マーケティングにおいて、自分が化粧品業界に身を置いているなら、全く違う飲料品業界のルールを演繹法的に当てはめて考えることで、新たな仮説が生まれるかもしれません。
「前提を超えた拡張ができないという演繹法の短所」と表現しました。前提の中から結論を導くという意味ではその通りなのですが、そもそもその前提すら知らない場合は「未知の知を自らの血として定着させる」という意味において仮説作りに有効で、かつ自分の知識を超えた拡張ができます。
終わりに
帰納法・演繹法に沿って考えれば、仮説の作り方は「出会う」に尽きます。「前提を覆す事象に出会うこと」や「違う業界の人に出会い、ルールを知ること」が仮説を作る根底を成します。
私の恩師である元龍谷大学の松谷先生は「エイリアン」を口酸っぱく訴えていました。エイリアンとは「自分とは異なる価値観を持つ人」です。私には「脱会社人間」と教えてくれました。居心地の良い場所にいるな、ということでもあります。

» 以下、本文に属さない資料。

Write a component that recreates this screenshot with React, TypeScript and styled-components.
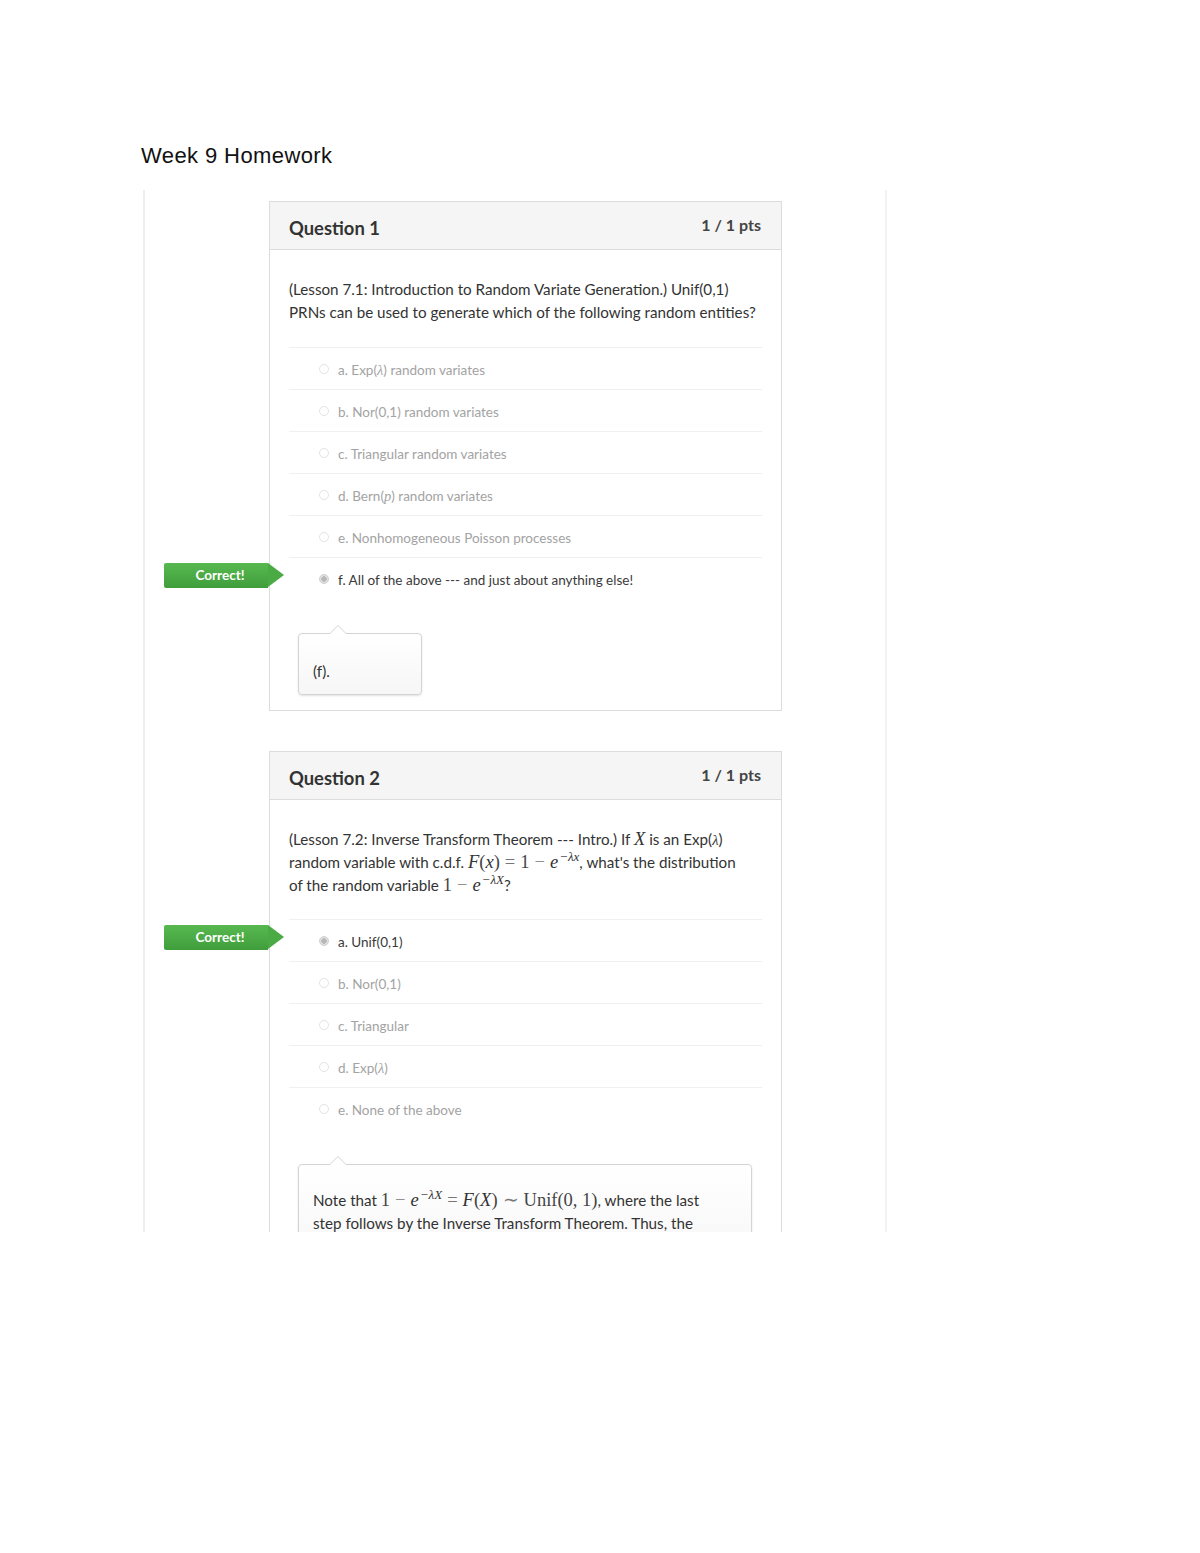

私自身、現在はマーケティングを生業としていますが、エンジニアリングやデータサイエンスの知識が活きています。ものすごく出不精ではあるのですが、モンゴルやロシア、ベトナムを旅行した経験が活きています。
自分の体内に、自分の価値観以外を垂らすことが、結果的に仮説作りを推進するのかもしれませんね。